Delhi-North Bengal trafficking racket: From tea gardens to an ugly world



Every year, hundreds of tribal girls go missing from the poverty-stricken tea estate areas of the Dooars. But with only two out of 10 cases reported to the police, the Delhi-North Bengal trafficking racket is operating with impunity.

Nirmala Oraon looks out of her balcony every now and then, hoping to see her 15-year-old daughter emerge from the dusty road that leads to her modest hut in Sathgaiya Tea Estate in North Bengal. The tea-garden labourer gives up after sunset, only to wake up the next morning with renewed hope. For over a year now, Nirmala has been oscillating between despair and faint hope after Jyotika, her eldest daughter, went missing in December 2011.

Visit any of these troubled tea gardens in North Bengal and you'll know something is wrong. The streets here never really bustle with activity but one sees a steady trickle, mostly of young men and some elderly men and women, from sunrise to sunset. But girls are hard to spot.

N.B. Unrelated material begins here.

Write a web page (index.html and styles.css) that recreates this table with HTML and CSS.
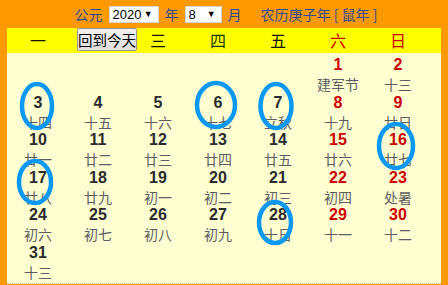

Hundreds of tribal girls, mostly teenagers, from these dying tea gardens have gone missing over the past few years. Driven out of home by poverty and the dream of a better life, these girls have fallen prey to human trafficking. They have been trapped by local 'agents' promising lucrative jobs in cities like Delhi. After leaving home, however, these girls have become untraceable.
Jyotika was lured by one Reshma Oraon, a young woman who was her neighbour. Reshma, who like Jyotika is also the daughter of a tea-garden labourer, shuttles between Delhi and home and is believed to have 'smuggled' a number of girls out of the tea gardens in the past five years.

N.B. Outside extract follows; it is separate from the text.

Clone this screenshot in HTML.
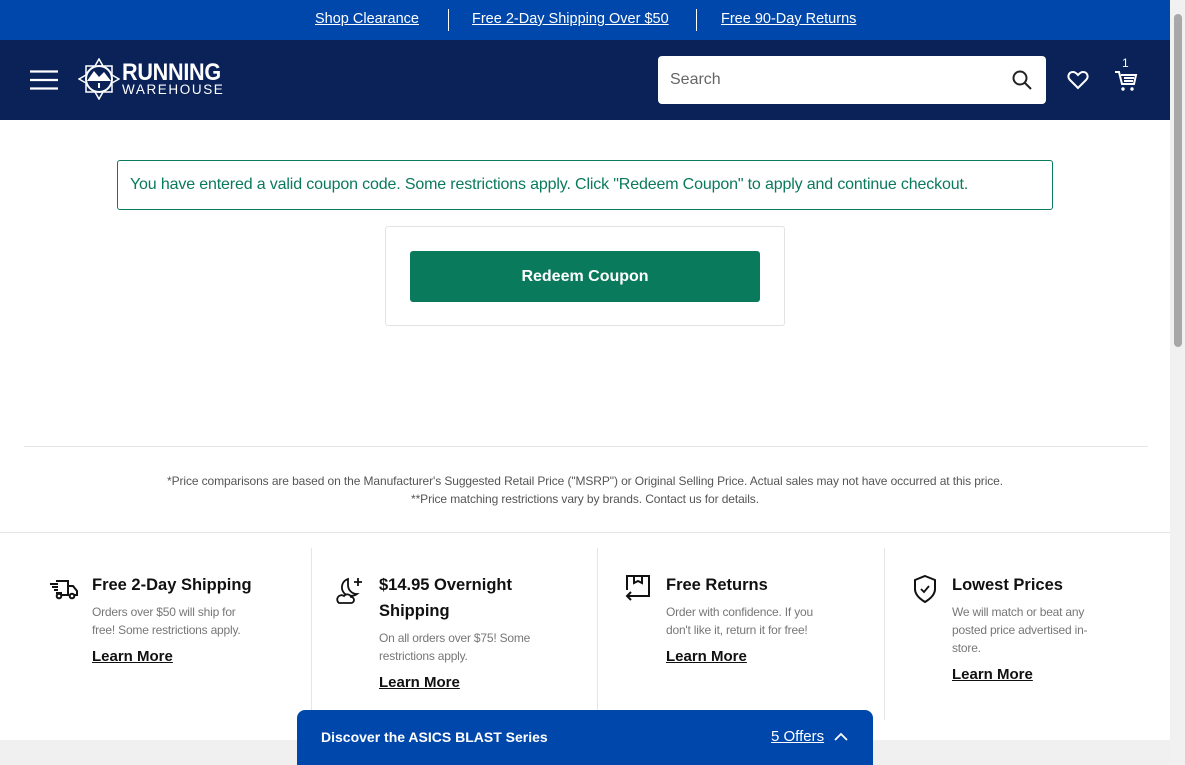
<!DOCTYPE html>
<html><head><meta charset="utf-8"><style>
*{box-sizing:border-box;margin:0;padding:0}
body{width:1185px;height:765px;overflow:hidden;font-family:"Liberation Sans",Arial,sans-serif;background:#fff;position:relative}
.top{position:absolute;left:0;top:0;width:1170px;height:40px;background:#0047ab;color:#fff;font-size:14.5px}
.top a{position:absolute;top:11px;color:#fff;text-decoration:underline}
.top .sep{position:absolute;top:9px;width:1px;height:22px;background:#fff}
.hdr{position:absolute;left:0;top:40px;width:1170px;height:80px;background:#0a2257}
.search{position:absolute;left:658px;top:16px;width:388px;height:48px;background:#fff;border-radius:4px}
.search span{position:absolute;left:12px;top:15px;color:#666;font-size:16px}
.alert{position:absolute;left:117px;top:160px;width:936px;height:50px;border:1px solid #0a7a5c;border-radius:3px;color:#0a7a5c;font-size:16px;letter-spacing:-0.15px;padding:15px 12px;white-space:nowrap}
.box{position:absolute;left:385px;top:226px;width:400px;height:100px;border:1px solid #e3e3e3;border-radius:3px}
.btn{position:absolute;left:24px;top:24px;width:350px;height:51px;background:#0a7a5c;border-radius:3px;color:#fff;font-weight:bold;font-size:16px;text-align:center;line-height:51px}
.hr{position:absolute;left:24px;top:446px;width:1124px;height:1px;background:#e5e5e5}
.disc{position:absolute;left:0;width:1170px;text-align:center;font-size:12px;color:#555;letter-spacing:-0.1px}
.hr2{position:absolute;left:0;top:532px;width:1170px;height:1px;background:#e5e5e5}
.col{position:absolute;top:548px;height:172px;border-left:1px solid #e5e5e5}
.f{position:absolute}
.f h3{font-size:16.5px;font-weight:bold;color:#111;line-height:26px}
.f p{font-size:12px;color:#777;line-height:18px;margin-top:5px;white-space:nowrap;letter-spacing:-0.2px}
.f a{display:block;margin-top:9px;font-size:15px;font-weight:bold;color:#111;text-decoration:underline}
.ic{position:absolute}
.bottom{position:absolute;left:0;top:740px;width:1170px;height:25px;background:#f0f0f0}
.bar{position:absolute;left:297px;top:710px;width:576px;height:55px;background:#0047ab;border-radius:8px 8px 0 0;color:#fff}
.sb{position:absolute;left:1170px;top:0;width:15px;height:765px;background:#f1f1f1}
.thumb{position:absolute;left:1174px;top:14px;width:8px;height:333px;background:#a8a8a8;border-radius:4px}
</style></head><body>
<div class="top">
<a style="left:315px">Shop Clearance</a><div class="sep" style="left:448px"></div>
<a style="left:472px">Free 2-Day Shipping Over $50</a><div class="sep" style="left:696px"></div>
<a style="left:721px">Free 90-Day Returns</a>
</div>
<div class="hdr">
<svg class="ic" style="left:30px;top:30px" width="28" height="20"><path d="M0 1.5H28M0 10H28M0 18.5H28" stroke="#fff" stroke-width="2.2"/></svg>
<svg class="ic" style="left:78px;top:18px" width="42" height="42" viewBox="0 0 42 42"><path d="M21 1L25 8 34 8 34 17 41 21 34 25 34 34 25 34 21 41 17 34 8 34 8 25 1 21 8 17 8 8 17 8Z" fill="none" stroke="#fff" stroke-width="1.5"/><circle cx="21" cy="21" r="13" fill="none" stroke="#fff" stroke-width="2"/><path d="M9 23L16 13 21 19 26 14 33 23Z" fill="#fff"/><path d="M21 25v5" stroke="#fff" stroke-width="2"/></svg>
<div style="position:absolute;left:122px;top:20px;color:#fff;font-weight:bold;font-size:24px;letter-spacing:-0.3px;line-height:26px;transform:scaleX(0.9);transform-origin:left">RUNNING</div>
<div style="position:absolute;left:122px;top:42px;color:#fff;font-size:13.5px;letter-spacing:1.6px">WAREHOUSE</div>
<div class="search"><span>Search</span>
<svg class="ic" style="left:354px;top:14px" width="20" height="20"><circle cx="8" cy="8" r="6.5" fill="none" stroke="#222" stroke-width="2"/><path d="M13 13l6 6" stroke="#222" stroke-width="2"/></svg></div>
<svg class="ic" style="left:1067px;top:30px" width="22" height="20" viewBox="0 0 22 20"><path d="M11 18L3 10C0 7 1.5 2 6 2c2.5 0 4 2 5 3 1-1 2.5-3 5-3 4.5 0 6 5 3 8Z" fill="none" stroke="#fff" stroke-width="2"/></svg>
<div style="position:absolute;left:1122px;top:16px;color:#fff;font-size:12px">1</div>
<svg class="ic" style="left:1114px;top:30px" width="24" height="22" viewBox="0 0 24 22"><path d="M1 2h4l3 12h12l2-9H7M10 8h10M10 11h9" fill="none" stroke="#fff" stroke-width="2"/><circle cx="9" cy="19" r="1.7" fill="#fff"/><circle cx="18" cy="19" r="1.7" fill="#fff"/></svg>
</div>
<div class="alert">You have entered a valid coupon code. Some restrictions apply. Click "Redeem Coupon" to apply and continue checkout.</div>
<div class="box"><div class="btn">Redeem Coupon</div></div>
<div class="hr"></div>
<div class="disc" style="top:474px">*Price comparisons are based on the Manufacturer's Suggested Retail Price ("MSRP") or Original Selling Price. Actual sales may not have occurred at this price.</div>
<div class="disc" style="top:492px">**Price matching restrictions vary by brands. Contact us for details.</div>
<div class="hr2"></div>
<div class="col" style="left:311px"></div><div class="col" style="left:597px"></div><div class="col" style="left:884px"></div>
<svg class="ic" style="left:50px;top:578px" width="28" height="22" viewBox="0 0 28 22"><path d="M6 3h12v14H7M18 8h5l4 5v4h-3M0 6h8M2 9h6M4 12h4M6 15h6" fill="none" stroke="#111" stroke-width="2"/><circle cx="9" cy="18" r="2.3" fill="#fff" stroke="#111" stroke-width="2"/><circle cx="22" cy="18" r="2.3" fill="#fff" stroke="#111" stroke-width="2"/></svg>
<div class="f" style="left:92px;top:572px;width:200px"><h3>Free 2-Day Shipping</h3><p>Orders over $50 will ship for<br>free! Some restrictions apply.</p><a>Learn More</a></div>
<svg class="ic" style="left:336px;top:576px" width="30" height="30" viewBox="0 0 30 30"><path d="M12 3C6 5 4 12 8 17c3 3 9 4 13 1-5 0-9-4-9-9 0-2 0-4 0-6Z M22 2v8M18 6h8" fill="none" stroke="#111" stroke-width="1.8"/><path d="M3 27h12a3 3 0 000-6 4 4 0 00-7-1 3 3 0 00-5 7Z" fill="#fff" stroke="#111" stroke-width="1.8"/></svg>
<div class="f" style="left:379px;top:572px;width:200px"><h3>$14.95 Overnight<br>Shipping</h3><p>On all orders over $75! Some<br>restrictions apply.</p><a>Learn More</a></div>
<svg class="ic" style="left:624px;top:574px" width="28" height="30" viewBox="0 0 28 30"><path d="M3 16V2h22v20H11M10 2v7l4-2 4 2V2M11 22H3m4-4l-4 4 4 4" fill="none" stroke="#111" stroke-width="2"/></svg>
<div class="f" style="left:666px;top:572px;width:200px"><h3>Free Returns</h3><p>Order with confidence. If you<br>don't like it, return it for free!</p><a>Learn More</a></div>
<svg class="ic" style="left:912px;top:574px" width="26" height="30" viewBox="0 0 26 30"><path d="M13 2l10 4v9c0 6-5 10-10 13C8 25 3 21 3 15V6Z" fill="none" stroke="#111" stroke-width="2"/><path d="M9 15l3 3 5-6" fill="none" stroke="#111" stroke-width="1.8"/></svg>
<div class="f" style="left:952px;top:572px;width:150px"><h3>Lowest Prices</h3><p>We will match or beat any<br>posted price advertised in-<br>store.</p><a>Learn More</a></div>
<div class="bottom"></div>
<div class="bar"><div style="position:absolute;left:24px;top:19px;font-weight:bold;font-size:14px">Discover the ASICS BLAST Series</div>
<div style="position:absolute;left:474px;top:18px;font-size:15px;text-decoration:underline">5 Offers</div>
<svg class="ic" style="left:537px;top:21px" width="14" height="10"><path d="M1 9l6-6 6 6" fill="none" stroke="#fff" stroke-width="1.8"/></svg></div>
<div class="sb"></div><div class="thumb"></div>
</body></html>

"Reshma came home at least twice after she took away my daughter. She said Jyotika went missing after being handed over to a placement agency in Delhi. Each time I confront her, she promises to bring my daughter back home," says Nirmala. Reshma has convinced the illiterate Nirmala not to approach the police with promises to find Jyotika. During each visit to Sathgaiya, she hands down visiting cards of numerous Delhi-based placement agencies to convince the distraught Nirmala that her daughter is indeed employed by the agencies and will come home soon.
"I took the help of some relatives and dialled some placement agencies only to find the numbers invalid. I fear my daughter has been forced into flesh trade. I do not know if I will even see her again," Nirmala laments.

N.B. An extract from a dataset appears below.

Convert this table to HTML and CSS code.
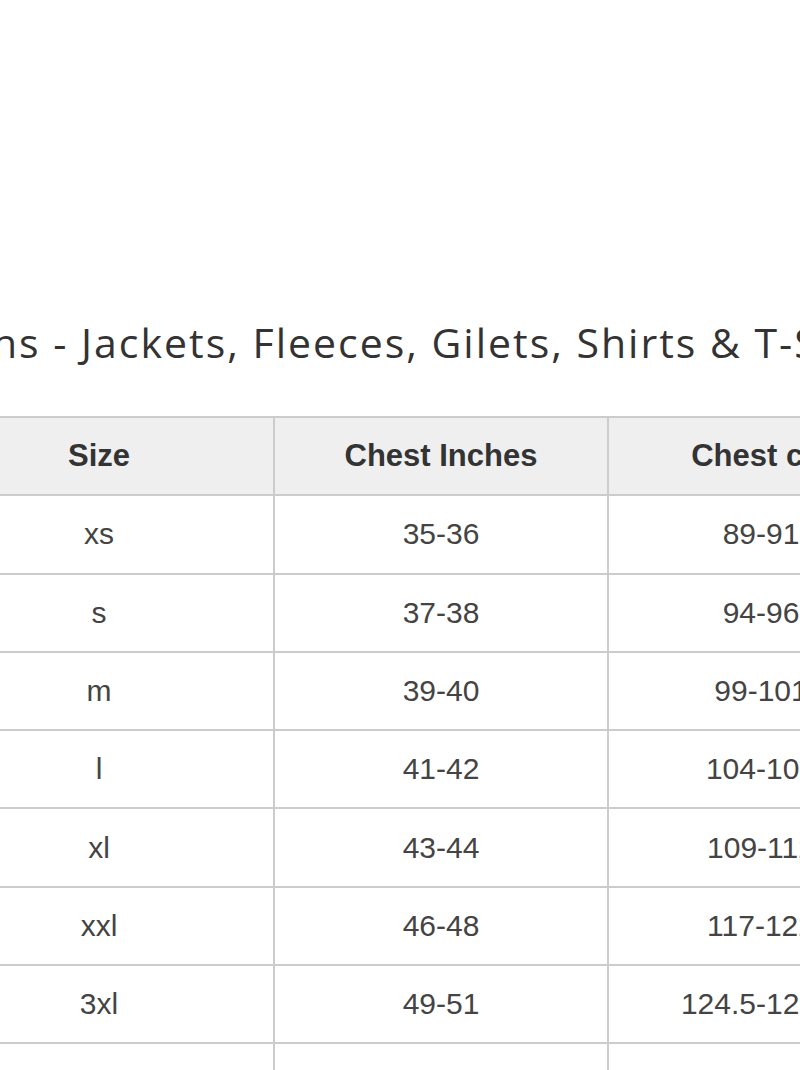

About 5km away at Chulsa, the disappearance of a 13-year-old girl has dealt a harsh blow to the mother. School dropout Monica Oraon, who worked in a saw mill till she left home on July 28, 2008, is missing. Mother Dashari Oraon kept crying for Monica for almost a year. The tears gradually dried up but the trauma affected her faculties. Now in her own world, Dashari probably does not even feel the pain any more.
Months after she went missing, Monica had called her maternal uncle Manickchand on December 16 from a mobile phone which she said belonged to a 'bhaiya' who visited her. "My niece sounded scared, traumatized and troubled. She said she was in a trap from which there was no escape," Manickchand recalls.
After complaints to Mateli police station yielded no result, the desperate uncle went all the way to Delhi, running from pillar to post to trace his niece with a photograph that he showed to anyone that cared. But he returned home empty-handed.